Australian Prime Minister Malcolm Turnbull delivers a speech at the National Museum of Emerging Science and Innovation, in Tokyo, Japan, December 18, 2015. REUTERS/Atsushi Tomura/Pool(reuters_tickers)
SYDNEY (Reuters) - Australian Prime Minister Malcolm Turnbull, who last month criticised Chinese military deployments in the South China Sea, leads 1,000 business leaders to China next week, hoping to build on a free trade agreement (FTA) between the two countries.
Turnbull will hold talks with both President Xi Jinping and Premier Li Keqiang in Beijing, hoping to capitalise on China's transition from an export-based economy to a major consumer spender, his office said on Friday.
It did not say if the South China Sea would be on the agenda, but China's assertiveness in its claims to most of the waters has raised concerns in the West and among China's neighbours.
Western capitals have criticised China for militarising the South China Sea with the deployment of advanced weaponry there. China says the United States is militarising the region with its frequent patrols.
Turnbull last month called China's military deployments "counterproductive", an unusually forceful rebuke.
China claims most of the South China Sea, where about $5 trillion of ship-borne trade passes every year. Brunei, Malaysia, the Philippines, Vietnam and Taiwan also have claims.
The trade visit - the largest ever by an Australian leader - comes amid a slowing of growth in the Chinese economy, which is crucial for Australian jobs.
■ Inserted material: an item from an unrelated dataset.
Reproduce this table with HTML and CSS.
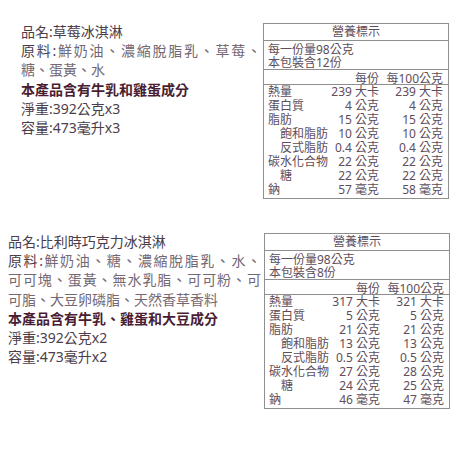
FILE: index.html
```html
<!DOCTYPE html>
<html lang="zh-Hant">
<head>
<meta charset="utf-8">
<link rel="stylesheet" href="styles.css">
</head>
<body>
<div class="page">
  <section class="product product-a">
    <div class="info">
      <p class="row"><span class="lbl">品名:</span>草莓冰淇淋</p>
      <p class="row ingr"><span class="just"><span class="lbl">原料:</span>鮮奶油、濃縮脫脂乳、草莓、</span><span class="plain">糖、蛋黃、水</span></p>
      <p class="row allergy">本產品含有牛乳和雞蛋成分</p>
      <p class="row"><span class="lbl">淨重:</span>392公克x3</p>
      <p class="row"><span class="lbl">容量:</span>473毫升x3</p>
    </div>
    <div class="nutri">
      <div class="n-title">營養標示</div>
      <div class="n-serving"><div>每一份量98公克</div><div>本包裝含12份</div></div>
      <div class="n-head"><span class="n-name"></span><span class="n-v1">每份</span><span class="n-v2">每100公克</span></div>
      <div class="n-body">
        <div class="n-row"><span class="n-name">熱量</span><span class="n-v1">239 大卡</span><span class="n-v2">239 大卡</span></div>
        <div class="n-row"><span class="n-name">蛋白質</span><span class="n-v1">4 公克</span><span class="n-v2">4 公克</span></div>
        <div class="n-row"><span class="n-name">脂肪</span><span class="n-v1">15 公克</span><span class="n-v2">15 公克</span></div>
        <div class="n-row"><span class="n-name sub">飽和脂肪</span><span class="n-v1">10 公克</span><span class="n-v2">10 公克</span></div>
        <div class="n-row"><span class="n-name sub">反式脂肪</span><span class="n-v1">0.4 公克</span><span class="n-v2">0.4 公克</span></div>
        <div class="n-row"><span class="n-name">碳水化合物</span><span class="n-v1">22 公克</span><span class="n-v2">22 公克</span></div>
        <div class="n-row"><span class="n-name sub">糖</span><span class="n-v1">22 公克</span><span class="n-v2">22 公克</span></div>
        <div class="n-row"><span class="n-name">鈉</span><span class="n-v1">57 毫克</span><span class="n-v2">58 毫克</span></div>
      </div>
    </div>
  </section>

  <section class="product product-b">
    <div class="info">
      <p class="row"><span class="lbl">品名:</span>比利時巧克力冰淇淋</p>
      <p class="row ingr"><span class="just"><span class="lbl">原料:</span>鮮奶油、糖、濃縮脫脂乳、水、</span><span class="just">可可塊、蛋黃、無水乳脂、可可粉、可</span><span class="plain">可脂、大豆卵磷脂、天然香草香料</span></p>
      <p class="row allergy">本產品含有牛乳、雞蛋和大豆成分</p>
      <p class="row"><span class="lbl">淨重:</span>392公克x2</p>
      <p class="row"><span class="lbl">容量:</span>473毫升x2</p>
    </div>
    <div class="nutri">
      <div class="n-title">營養標示</div>
      <div class="n-serving"><div>每一份量98公克</div><div>本包裝含8份</div></div>
      <div class="n-head"><span class="n-name"></span><span class="n-v1">每份</span><span class="n-v2">每100公克</span></div>
      <div class="n-body">
        <div class="n-row"><span class="n-name">熱量</span><span class="n-v1">317 大卡</span><span class="n-v2">321 大卡</span></div>
        <div class="n-row"><span class="n-name">蛋白質</span><span class="n-v1">5 公克</span><span class="n-v2">5 公克</span></div>
        <div class="n-row"><span class="n-name">脂肪</span><span class="n-v1">21 公克</span><span class="n-v2">21 公克</span></div>
        <div class="n-row"><span class="n-name sub">飽和脂肪</span><span class="n-v1">13 公克</span><span class="n-v2">13 公克</span></div>
        <div class="n-row"><span class="n-name sub">反式脂肪</span><span class="n-v1">0.5 公克</span><span class="n-v2">0.5 公克</span></div>
        <div class="n-row"><span class="n-name">碳水化合物</span><span class="n-v1">27 公克</span><span class="n-v2">28 公克</span></div>
        <div class="n-row"><span class="n-name sub">糖</span><span class="n-v1">24 公克</span><span class="n-v2">25 公克</span></div>
        <div class="n-row"><span class="n-name">鈉</span><span class="n-v1">46 毫克</span><span class="n-v2">47 毫克</span></div>
      </div>
    </div>
  </section>
</div>
</body>
</html>
```
FILE: styles.css
```css
html, body {
  margin: 0;
  padding: 0;
  background: #ffffff;
}
body {
  font-family: "Noto Sans", "Noto Sans CJK TC", "Noto Sans CJK SC", sans-serif;
  color: #4b3d49;
}
.page {
  padding-top: 22px;
}
.product {
  display: flex;
  align-items: flex-start;
}
.product-b {
  margin-top: 33px;
}
.product-a .info {
  margin-left: 21px;
  width: 240px;
}
.product-a .nutri {
  margin-left: 2px;
}
.product-b .info {
  margin-left: 8px;
  width: 253px;
}
.product-b .nutri {
  margin-left: 3px;
}
.info .row {
  margin: 0;
  font-size: 14px;
  line-height: 19.2px;
  white-space: nowrap;
}
.lbl {
  color: #4b3d49;
}
.ingr {
  color: #736873;
}
.ingr .just {
  display: block;
  text-align: justify;
  text-align-last: justify;
}
.ingr .plain {
  display: block;
}
.allergy {
  font-weight: 700;
  color: #4a1d33;
}
.nutri {
  margin-top: 1px;
  width: 184px;
  border: 1px solid #8f8f8f;
  font-size: 12px;
  line-height: 14px;
  color: #5e4e5b;
}
.n-title {
  height: 16px;
  line-height: 16px;
  text-align: center;
  border-bottom: 1px solid #8f8f8f;
}
.n-serving {
  height: 26px;
  padding: 2px 4px 0 4px;
  line-height: 13px;
  border-bottom: 1px solid #8f8f8f;
}
.n-head {
  display: flex;
  height: 12px;
  padding: 2px 5px 0 4px;
  line-height: 13px;
  border-bottom: 1px solid #8f8f8f;
}
.n-body {
  padding: 0 5px 1px 4px;
}
.n-row {
  display: flex;
  height: 14px;
  line-height: 14px;
}
.n-name {
  flex: 1;
  white-space: nowrap;
}
.n-name.sub {
  padding-left: 12px;
}
.n-v1 {
  width: 50px;
  text-align: right;
  white-space: nowrap;
}
.n-v2 {
  width: 64px;
  text-align: right;
  white-space: nowrap;
}
```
The FTA came into effect in December, cutting tariffs across many economic sectors.
"The China-Australia FTA has opened up even more opportunities for trade and engagement between our two countries," Turnbull's office said in a statement.
"As China continues its transition towards a more consumer-led and services-based economy, more and more Australian businesses are finding new markets and new opportunities in China."
A delegation of 15 corporate chief executives from each country will join a round table headed by the Business Council of Australia and the China Development Bank. The prime minister's office declined to name the companies taking part.
As Chinese visitors to Australia rise, Turnbull will also launch a new Tourism Australia promotion in Shanghai.